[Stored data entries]
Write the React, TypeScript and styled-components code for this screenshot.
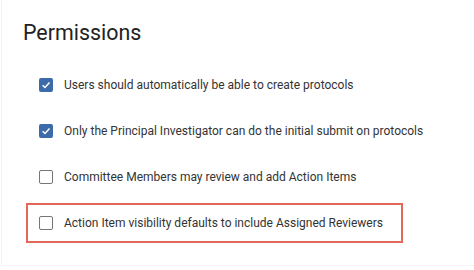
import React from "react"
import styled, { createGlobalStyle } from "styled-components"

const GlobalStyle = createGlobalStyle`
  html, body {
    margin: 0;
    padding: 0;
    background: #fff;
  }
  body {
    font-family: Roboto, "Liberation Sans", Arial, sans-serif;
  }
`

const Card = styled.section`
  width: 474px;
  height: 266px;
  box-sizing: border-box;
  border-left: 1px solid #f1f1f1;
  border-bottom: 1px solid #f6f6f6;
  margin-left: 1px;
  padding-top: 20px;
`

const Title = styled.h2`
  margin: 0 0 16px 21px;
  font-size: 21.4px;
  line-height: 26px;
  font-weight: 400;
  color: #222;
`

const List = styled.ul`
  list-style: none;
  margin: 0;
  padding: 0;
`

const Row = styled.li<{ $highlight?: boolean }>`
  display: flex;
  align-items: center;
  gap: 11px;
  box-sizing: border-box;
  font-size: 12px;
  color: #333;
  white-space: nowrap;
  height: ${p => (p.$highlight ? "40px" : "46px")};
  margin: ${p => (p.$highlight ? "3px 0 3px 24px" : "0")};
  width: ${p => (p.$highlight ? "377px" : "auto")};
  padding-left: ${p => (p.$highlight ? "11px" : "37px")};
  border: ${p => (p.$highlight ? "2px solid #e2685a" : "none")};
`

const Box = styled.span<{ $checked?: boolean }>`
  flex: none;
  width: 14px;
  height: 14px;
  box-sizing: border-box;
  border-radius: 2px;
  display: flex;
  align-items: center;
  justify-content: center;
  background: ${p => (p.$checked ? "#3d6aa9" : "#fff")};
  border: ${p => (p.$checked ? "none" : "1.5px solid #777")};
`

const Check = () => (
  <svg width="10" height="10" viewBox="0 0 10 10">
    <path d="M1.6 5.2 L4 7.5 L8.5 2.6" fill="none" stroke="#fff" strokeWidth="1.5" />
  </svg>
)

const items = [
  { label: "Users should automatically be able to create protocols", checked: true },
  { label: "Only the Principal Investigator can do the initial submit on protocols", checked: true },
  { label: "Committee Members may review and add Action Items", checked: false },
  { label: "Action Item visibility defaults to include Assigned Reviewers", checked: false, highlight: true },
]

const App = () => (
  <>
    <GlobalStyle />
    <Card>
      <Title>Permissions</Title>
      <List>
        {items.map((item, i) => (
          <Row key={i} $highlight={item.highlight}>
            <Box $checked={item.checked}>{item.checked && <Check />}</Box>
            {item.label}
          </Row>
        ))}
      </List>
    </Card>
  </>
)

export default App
...
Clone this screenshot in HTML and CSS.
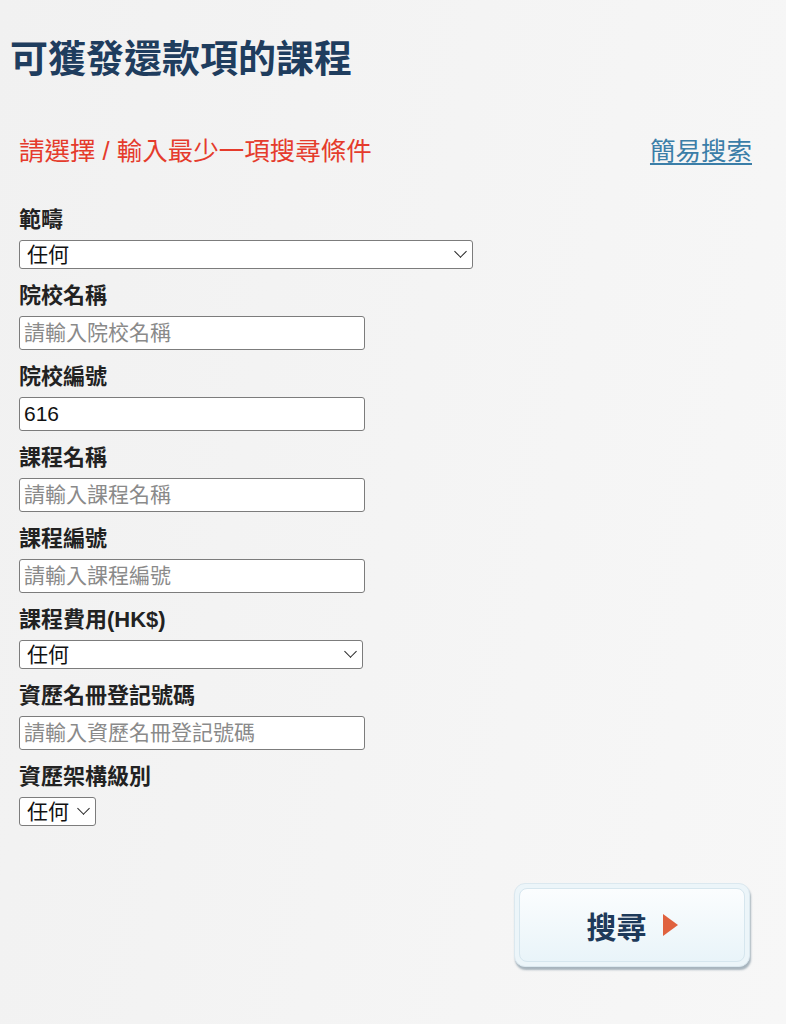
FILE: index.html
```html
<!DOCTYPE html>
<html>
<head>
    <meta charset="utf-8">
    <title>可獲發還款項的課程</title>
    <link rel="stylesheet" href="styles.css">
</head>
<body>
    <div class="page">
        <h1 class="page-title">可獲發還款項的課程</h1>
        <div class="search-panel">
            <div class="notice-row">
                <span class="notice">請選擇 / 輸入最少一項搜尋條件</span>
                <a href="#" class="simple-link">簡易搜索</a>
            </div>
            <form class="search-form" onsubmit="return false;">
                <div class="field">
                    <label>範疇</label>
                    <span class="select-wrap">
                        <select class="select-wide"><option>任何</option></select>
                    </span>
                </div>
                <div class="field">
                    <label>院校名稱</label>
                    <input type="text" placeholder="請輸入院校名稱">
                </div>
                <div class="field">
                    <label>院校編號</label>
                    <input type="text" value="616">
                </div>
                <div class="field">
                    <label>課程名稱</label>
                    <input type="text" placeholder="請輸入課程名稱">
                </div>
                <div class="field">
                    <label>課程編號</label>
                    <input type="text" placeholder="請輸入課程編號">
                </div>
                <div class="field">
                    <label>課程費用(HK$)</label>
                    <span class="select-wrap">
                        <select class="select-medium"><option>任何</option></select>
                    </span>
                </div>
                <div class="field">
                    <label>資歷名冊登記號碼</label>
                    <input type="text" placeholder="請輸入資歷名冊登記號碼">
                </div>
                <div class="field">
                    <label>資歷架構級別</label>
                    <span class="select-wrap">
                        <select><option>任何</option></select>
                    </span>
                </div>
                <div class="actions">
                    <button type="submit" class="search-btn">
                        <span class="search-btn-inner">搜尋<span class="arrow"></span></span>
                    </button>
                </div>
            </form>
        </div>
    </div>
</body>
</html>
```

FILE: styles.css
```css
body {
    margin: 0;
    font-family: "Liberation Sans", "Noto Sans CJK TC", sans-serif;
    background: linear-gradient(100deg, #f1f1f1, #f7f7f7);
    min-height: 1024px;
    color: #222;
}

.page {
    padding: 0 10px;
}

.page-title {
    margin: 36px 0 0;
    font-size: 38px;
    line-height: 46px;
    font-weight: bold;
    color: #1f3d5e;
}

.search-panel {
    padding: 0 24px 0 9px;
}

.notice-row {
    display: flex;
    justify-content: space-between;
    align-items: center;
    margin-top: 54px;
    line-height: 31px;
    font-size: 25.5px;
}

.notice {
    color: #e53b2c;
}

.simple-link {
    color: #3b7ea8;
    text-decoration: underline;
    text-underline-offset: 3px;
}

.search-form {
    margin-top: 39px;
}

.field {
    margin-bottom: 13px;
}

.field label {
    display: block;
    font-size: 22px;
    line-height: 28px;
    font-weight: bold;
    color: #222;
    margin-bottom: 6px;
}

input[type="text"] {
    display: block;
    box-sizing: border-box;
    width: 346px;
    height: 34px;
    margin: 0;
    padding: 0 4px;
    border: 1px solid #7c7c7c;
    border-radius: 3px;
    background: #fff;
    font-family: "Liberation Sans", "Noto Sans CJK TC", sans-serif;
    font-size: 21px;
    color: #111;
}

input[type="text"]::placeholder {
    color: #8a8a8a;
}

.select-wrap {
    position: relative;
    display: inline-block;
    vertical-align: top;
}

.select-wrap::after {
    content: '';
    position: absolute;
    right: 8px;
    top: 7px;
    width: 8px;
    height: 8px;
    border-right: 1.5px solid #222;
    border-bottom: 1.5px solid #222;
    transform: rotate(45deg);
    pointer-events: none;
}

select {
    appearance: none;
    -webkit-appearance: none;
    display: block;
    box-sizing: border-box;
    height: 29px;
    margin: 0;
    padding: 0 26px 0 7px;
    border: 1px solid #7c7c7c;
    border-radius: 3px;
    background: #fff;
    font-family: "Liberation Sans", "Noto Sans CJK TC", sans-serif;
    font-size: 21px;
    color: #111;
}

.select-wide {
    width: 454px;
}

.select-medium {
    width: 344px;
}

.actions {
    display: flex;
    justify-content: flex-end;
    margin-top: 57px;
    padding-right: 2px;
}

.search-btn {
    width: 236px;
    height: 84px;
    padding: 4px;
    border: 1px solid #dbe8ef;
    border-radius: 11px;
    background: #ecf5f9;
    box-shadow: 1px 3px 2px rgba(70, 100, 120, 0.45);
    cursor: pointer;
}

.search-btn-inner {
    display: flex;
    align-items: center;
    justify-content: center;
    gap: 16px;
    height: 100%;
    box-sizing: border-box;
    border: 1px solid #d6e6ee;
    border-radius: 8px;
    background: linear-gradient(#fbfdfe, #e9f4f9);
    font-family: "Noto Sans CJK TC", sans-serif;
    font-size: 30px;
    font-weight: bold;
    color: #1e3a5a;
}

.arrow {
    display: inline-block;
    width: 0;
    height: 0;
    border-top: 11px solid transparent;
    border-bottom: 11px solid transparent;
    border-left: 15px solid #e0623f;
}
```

◆ Instructions to follow ◆
Show all lines in the entries above where the string "this" appears.

◆ The completed task ◆
Write the React, TypeScript and styled-components code for this screenshot.
Clone this screenshot in HTML and CSS.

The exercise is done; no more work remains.